There are a few different types of life insurance to think about.

  • A level term policy pays out a set amount, either as a lump sum or a regular income, if you die during the fixed time while the policy is running.
  • Decreasing term insurance can also pay out if you die within a set period, but the pay out goes down during that period. It is often used to pay off a mortgage where the amount owed also decreases over time.
  • Whole of life insurance provides a guaranteed payout, whenever you die, provided you’ve kept up with your payments.
  • Over 50s life insurance is available to people aged between 50 and 80. It can pay out a limited lump sum to cover funeral costs or bills, or to leave to your loved ones. Over 50s life insurance offers guaranteed acceptance – so you won’t have to answer any questions about your health.

Ultimately, the life cover that works for you will depend on your individual needs and what you can afford.

Top tip

Think about who would suffer financially if you died. If you’re footloose and fancy-free, you might not need to fork out for life cover. But if you’d leave loved ones in the lurch because they couldn’t pay the bills and keep a roof over their heads, then life insurance could be well worth the money.

Are there other types of insurance I might need? 
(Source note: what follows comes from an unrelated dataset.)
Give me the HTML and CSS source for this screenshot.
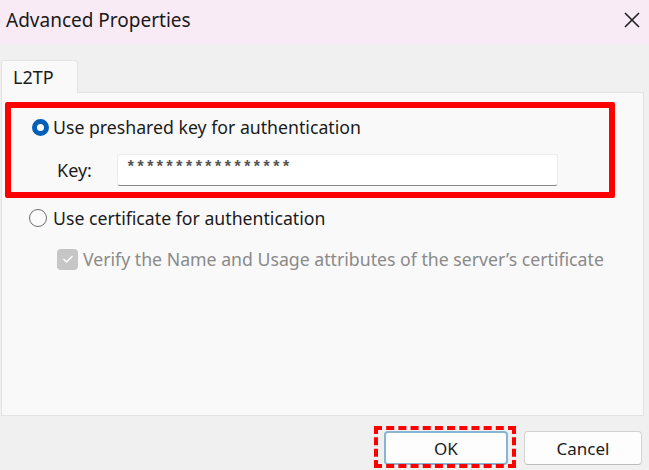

As well as life insurance, there are other types of policies that could help you financially if you’re unable to work. You’ll need to weigh up the combination that makes sense for your wallet and your own situation:

  • Income protection insurance – could provide a tax-free income to cover your outgoings if you’re unable to work because of illness or injury.
  • Critical illness cover – offers financial protection if you suffer from a serious illness or injury listed on your policy.
  • Mortgage protection insurance – a form of income protection insurance, specifically designed to cover your mortgage repayments if you lose your job or become ill and unable to work.

What factors affect the cost of life insurance?

Factors affecting the cost of a policy include: 

  • The amount of money you’d like your loved ones to receive – generally speaking, the more cover you have, the more money your beneficiaries will get – but your premiums will also be more expensive.
  • Your age – as you get older, you can expect to pay more for life cover.
  • Your health – if your family has a history of serious illnesses, then you can expect your policy to cost more. The same goes if you have any pre-existing medical conditions when you apply for life insurance.
  • Your lifestyle – if you smoke and/or drink, life insurance is likely to cost more.